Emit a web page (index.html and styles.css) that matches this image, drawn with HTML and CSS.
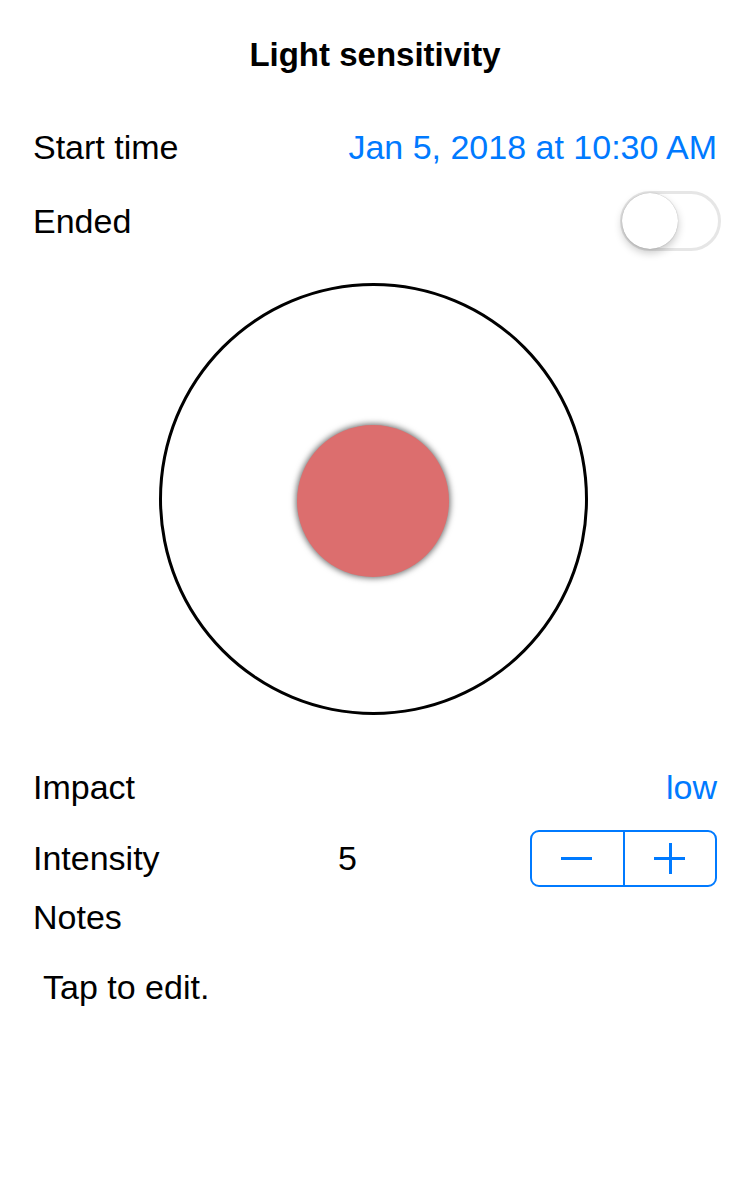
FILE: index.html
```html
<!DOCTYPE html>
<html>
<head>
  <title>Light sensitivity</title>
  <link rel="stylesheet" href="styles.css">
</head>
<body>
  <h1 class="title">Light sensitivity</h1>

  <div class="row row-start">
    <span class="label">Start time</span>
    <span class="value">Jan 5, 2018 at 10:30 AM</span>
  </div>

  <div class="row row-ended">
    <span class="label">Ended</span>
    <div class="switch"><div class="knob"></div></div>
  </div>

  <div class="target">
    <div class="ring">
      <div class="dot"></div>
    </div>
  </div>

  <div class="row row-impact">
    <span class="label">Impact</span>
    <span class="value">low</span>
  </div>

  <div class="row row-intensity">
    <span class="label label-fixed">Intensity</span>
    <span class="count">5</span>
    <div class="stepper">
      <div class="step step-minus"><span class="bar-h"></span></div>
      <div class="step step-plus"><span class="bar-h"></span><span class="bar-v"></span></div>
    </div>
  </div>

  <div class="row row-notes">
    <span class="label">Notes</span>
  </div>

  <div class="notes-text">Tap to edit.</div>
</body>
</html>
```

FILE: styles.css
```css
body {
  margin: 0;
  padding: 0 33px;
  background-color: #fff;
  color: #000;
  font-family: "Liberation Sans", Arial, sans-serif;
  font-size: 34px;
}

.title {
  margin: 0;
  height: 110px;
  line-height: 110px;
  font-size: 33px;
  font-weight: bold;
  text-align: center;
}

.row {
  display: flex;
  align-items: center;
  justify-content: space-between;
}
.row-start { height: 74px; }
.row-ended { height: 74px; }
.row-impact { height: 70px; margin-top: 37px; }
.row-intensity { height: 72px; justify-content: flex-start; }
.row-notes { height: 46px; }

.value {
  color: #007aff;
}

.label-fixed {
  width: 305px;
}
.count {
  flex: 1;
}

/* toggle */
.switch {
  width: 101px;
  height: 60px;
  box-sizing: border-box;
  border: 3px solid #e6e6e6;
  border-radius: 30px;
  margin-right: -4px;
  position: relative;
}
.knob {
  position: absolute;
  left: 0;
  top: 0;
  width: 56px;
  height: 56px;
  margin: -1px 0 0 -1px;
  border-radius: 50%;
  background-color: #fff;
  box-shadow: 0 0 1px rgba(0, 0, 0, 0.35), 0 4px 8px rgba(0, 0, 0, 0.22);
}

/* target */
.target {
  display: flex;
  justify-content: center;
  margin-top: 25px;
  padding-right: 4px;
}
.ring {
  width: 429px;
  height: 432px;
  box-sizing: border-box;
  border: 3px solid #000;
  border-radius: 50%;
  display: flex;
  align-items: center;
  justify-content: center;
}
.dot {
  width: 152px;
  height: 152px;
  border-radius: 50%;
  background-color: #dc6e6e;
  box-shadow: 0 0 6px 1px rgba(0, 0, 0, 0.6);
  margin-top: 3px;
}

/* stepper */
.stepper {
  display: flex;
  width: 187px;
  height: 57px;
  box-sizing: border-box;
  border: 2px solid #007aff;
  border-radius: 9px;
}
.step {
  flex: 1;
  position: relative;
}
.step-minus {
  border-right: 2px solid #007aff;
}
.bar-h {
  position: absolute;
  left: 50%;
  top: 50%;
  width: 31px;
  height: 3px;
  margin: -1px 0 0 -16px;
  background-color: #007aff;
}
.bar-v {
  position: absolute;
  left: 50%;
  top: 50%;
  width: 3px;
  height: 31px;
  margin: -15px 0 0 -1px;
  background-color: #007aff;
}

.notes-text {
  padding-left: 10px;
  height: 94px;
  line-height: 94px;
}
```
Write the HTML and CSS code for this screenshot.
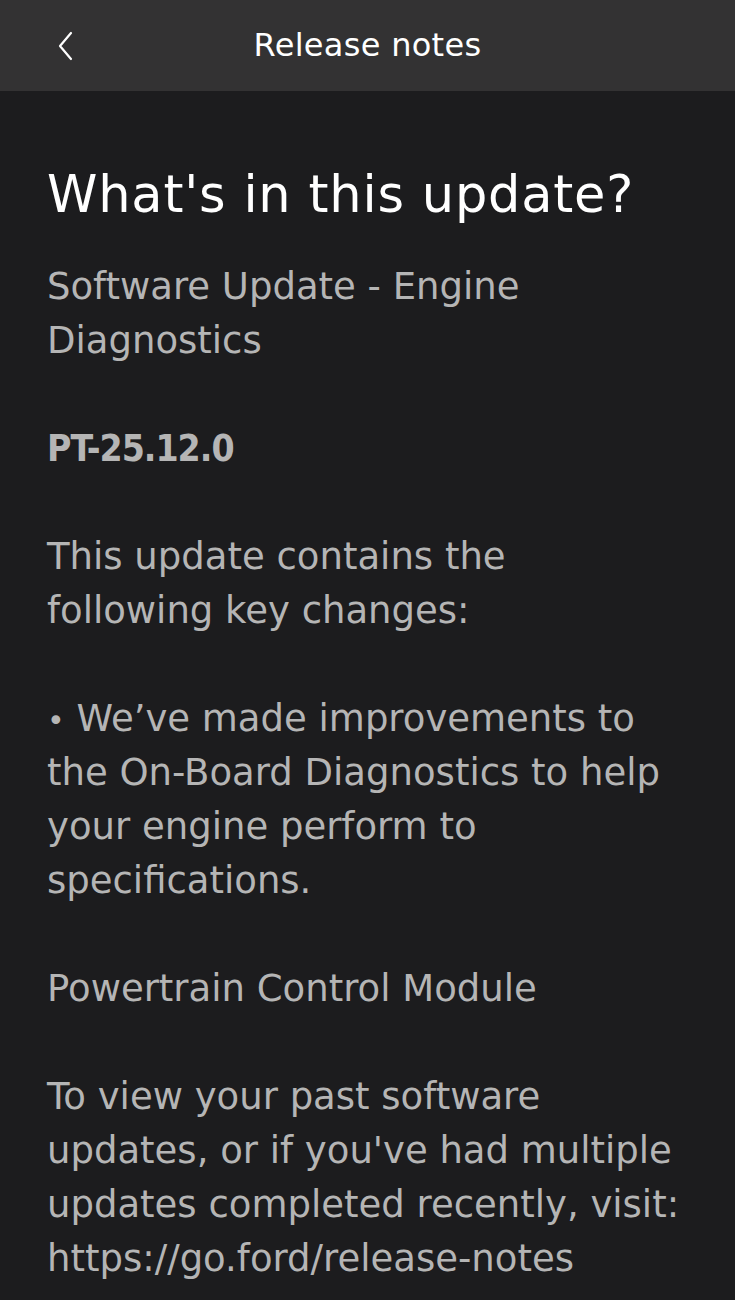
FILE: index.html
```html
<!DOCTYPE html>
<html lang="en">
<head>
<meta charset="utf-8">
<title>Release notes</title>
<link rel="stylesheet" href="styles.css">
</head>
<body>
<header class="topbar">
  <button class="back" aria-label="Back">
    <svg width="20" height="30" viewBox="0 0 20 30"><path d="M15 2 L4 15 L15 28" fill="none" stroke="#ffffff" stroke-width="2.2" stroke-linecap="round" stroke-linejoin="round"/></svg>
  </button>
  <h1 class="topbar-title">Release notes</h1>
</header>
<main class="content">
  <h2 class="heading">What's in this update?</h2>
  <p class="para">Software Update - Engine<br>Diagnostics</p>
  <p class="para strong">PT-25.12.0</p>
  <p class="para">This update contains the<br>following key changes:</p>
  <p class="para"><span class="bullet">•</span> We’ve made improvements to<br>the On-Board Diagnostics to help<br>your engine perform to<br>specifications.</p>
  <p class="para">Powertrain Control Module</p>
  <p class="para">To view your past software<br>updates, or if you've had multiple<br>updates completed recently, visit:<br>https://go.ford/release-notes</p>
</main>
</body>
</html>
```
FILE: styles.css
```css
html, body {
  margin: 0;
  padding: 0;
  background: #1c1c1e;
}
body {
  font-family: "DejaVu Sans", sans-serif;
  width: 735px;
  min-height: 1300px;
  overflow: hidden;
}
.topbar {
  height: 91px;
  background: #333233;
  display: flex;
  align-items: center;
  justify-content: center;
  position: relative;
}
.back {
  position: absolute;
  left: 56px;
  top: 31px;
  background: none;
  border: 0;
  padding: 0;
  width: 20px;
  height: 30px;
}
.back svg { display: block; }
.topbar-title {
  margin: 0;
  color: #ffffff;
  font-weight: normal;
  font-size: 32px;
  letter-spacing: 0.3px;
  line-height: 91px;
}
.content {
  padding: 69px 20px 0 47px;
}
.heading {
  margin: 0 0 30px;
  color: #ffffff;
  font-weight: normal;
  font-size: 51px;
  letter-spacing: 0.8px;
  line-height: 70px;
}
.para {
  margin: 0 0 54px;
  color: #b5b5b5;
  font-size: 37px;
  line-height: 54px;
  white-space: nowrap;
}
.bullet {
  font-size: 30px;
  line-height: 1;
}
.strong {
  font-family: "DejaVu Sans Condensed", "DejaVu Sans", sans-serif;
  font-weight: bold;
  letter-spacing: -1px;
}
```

——

[TASK TO COMPLETE]
Transcribe the material exactly, and leave out whatever pictures it holds.

[PROBLEM SOLUTION]
Emit a web page (index.html and styles.css) that matches this image, drawn with HTML and CSS.
FILE: index.html
```html
<!DOCTYPE html>
<html>
<head>
  <title>Light sensitivity</title>
  <link rel="stylesheet" href="styles.css">
</head>
<body>
  <h1 class="title">Light sensitivity</h1>

  <div class="row row-start">
    <span class="label">Start time</span>
    <span class="value">Jan 5, 2018 at 10:30 AM</span>
  </div>

  <div class="row row-ended">
    <span class="label">Ended</span>
    <div class="switch"><div class="knob"></div></div>
  </div>

  <div class="target">
    <div class="ring">
      <div class="dot"></div>
    </div>
  </div>

  <div class="row row-impact">
    <span class="label">Impact</span>
    <span class="value">low</span>
  </div>

  <div class="row row-intensity">
    <span class="label label-fixed">Intensity</span>
    <span class="count">5</span>
    <div class="stepper">
      <div class="step step-minus"><span class="bar-h"></span></div>
      <div class="step step-plus"><span class="bar-h"></span><span class="bar-v"></span></div>
    </div>
  </div>

  <div class="row row-notes">
    <span class="label">Notes</span>
  </div>

  <div class="notes-text">Tap to edit.</div>
</body>
</html>
```

FILE: styles.css
```css
body {
  margin: 0;
  padding: 0 33px;
  background-color: #fff;
  color: #000;
  font-family: "Liberation Sans", Arial, sans-serif;
  font-size: 34px;
}

.title {
  margin: 0;
  height: 110px;
  line-height: 110px;
  font-size: 33px;
  font-weight: bold;
  text-align: center;
}

.row {
  display: flex;
  align-items: center;
  justify-content: space-between;
}
.row-start { height: 74px; }
.row-ended { height: 74px; }
.row-impact { height: 70px; margin-top: 37px; }
.row-intensity { height: 72px; justify-content: flex-start; }
.row-notes { height: 46px; }

.value {
  color: #007aff;
}

.label-fixed {
  width: 305px;
}
.count {
  flex: 1;
}

/* toggle */
.switch {
  width: 101px;
  height: 60px;
  box-sizing: border-box;
  border: 3px solid #e6e6e6;
  border-radius: 30px;
  margin-right: -4px;
  position: relative;
}
.knob {
  position: absolute;
  left: 0;
  top: 0;
  width: 56px;
  height: 56px;
  margin: -1px 0 0 -1px;
  border-radius: 50%;
  background-color: #fff;
  box-shadow: 0 0 1px rgba(0, 0, 0, 0.35), 0 4px 8px rgba(0, 0, 0, 0.22);
}

/* target */
.target {
  display: flex;
  justify-content: center;
  margin-top: 25px;
  padding-right: 4px;
}
.ring {
  width: 429px;
  height: 432px;
  box-sizing: border-box;
  border: 3px solid #000;
  border-radius: 50%;
  display: flex;
  align-items: center;
  justify-content: center;
}
.dot {
  width: 152px;
  height: 152px;
  border-radius: 50%;
  background-color: #dc6e6e;
  box-shadow: 0 0 6px 1px rgba(0, 0, 0, 0.6);
  margin-top: 3px;
}

/* stepper */
.stepper {
  display: flex;
  width: 187px;
  height: 57px;
  box-sizing: border-box;
  border: 2px solid #007aff;
  border-radius: 9px;
}
.step {
  flex: 1;
  position: relative;
}
.step-minus {
  border-right: 2px solid #007aff;
}
.bar-h {
  position: absolute;
  left: 50%;
  top: 50%;
  width: 31px;
  height: 3px;
  margin: -1px 0 0 -16px;
  background-color: #007aff;
}
.bar-v {
  position: absolute;
  left: 50%;
  top: 50%;
  width: 3px;
  height: 31px;
  margin: -15px 0 0 -1px;
  background-color: #007aff;
}

.notes-text {
  padding-left: 10px;
  height: 94px;
  line-height: 94px;
}
```
Write the HTML and CSS code for this screenshot.
FILE: index.html
```html
<!DOCTYPE html>
<html lang="en">
<head>
<meta charset="utf-8">
<title>Release notes</title>
<link rel="stylesheet" href="styles.css">
</head>
<body>
<header class="topbar">
  <button class="back" aria-label="Back">
    <svg width="20" height="30" viewBox="0 0 20 30"><path d="M15 2 L4 15 L15 28" fill="none" stroke="#ffffff" stroke-width="2.2" stroke-linecap="round" stroke-linejoin="round"/></svg>
  </button>
  <h1 class="topbar-title">Release notes</h1>
</header>
<main class="content">
  <h2 class="heading">What's in this update?</h2>
  <p class="para">Software Update - Engine<br>Diagnostics</p>
  <p class="para strong">PT-25.12.0</p>
  <p class="para">This update contains the<br>following key changes:</p>
  <p class="para"><span class="bullet">•</span> We’ve made improvements to<br>the On-Board Diagnostics to help<br>your engine perform to<br>specifications.</p>
  <p class="para">Powertrain Control Module</p>
  <p class="para">To view your past software<br>updates, or if you've had multiple<br>updates completed recently, visit:<br>https://go.ford/release-notes</p>
</main>
</body>
</html>
```
FILE: styles.css
```css
html, body {
  margin: 0;
  padding: 0;
  background: #1c1c1e;
}
body {
  font-family: "DejaVu Sans", sans-serif;
  width: 735px;
  min-height: 1300px;
  overflow: hidden;
}
.topbar {
  height: 91px;
  background: #333233;
  display: flex;
  align-items: center;
  justify-content: center;
  position: relative;
}
.back {
  position: absolute;
  left: 56px;
  top: 31px;
  background: none;
  border: 0;
  padding: 0;
  width: 20px;
  height: 30px;
}
.back svg { display: block; }
.topbar-title {
  margin: 0;
  color: #ffffff;
  font-weight: normal;
  font-size: 32px;
  letter-spacing: 0.3px;
  line-height: 91px;
}
.content {
  padding: 69px 20px 0 47px;
}
.heading {
  margin: 0 0 30px;
  color: #ffffff;
  font-weight: normal;
  font-size: 51px;
  letter-spacing: 0.8px;
  line-height: 70px;
}
.para {
  margin: 0 0 54px;
  color: #b5b5b5;
  font-size: 37px;
  line-height: 54px;
  white-space: nowrap;
}
.bullet {
  font-size: 30px;
  line-height: 1;
}
.strong {
  font-family: "DejaVu Sans Condensed", "DejaVu Sans", sans-serif;
  font-weight: bold;
  letter-spacing: -1px;
}
```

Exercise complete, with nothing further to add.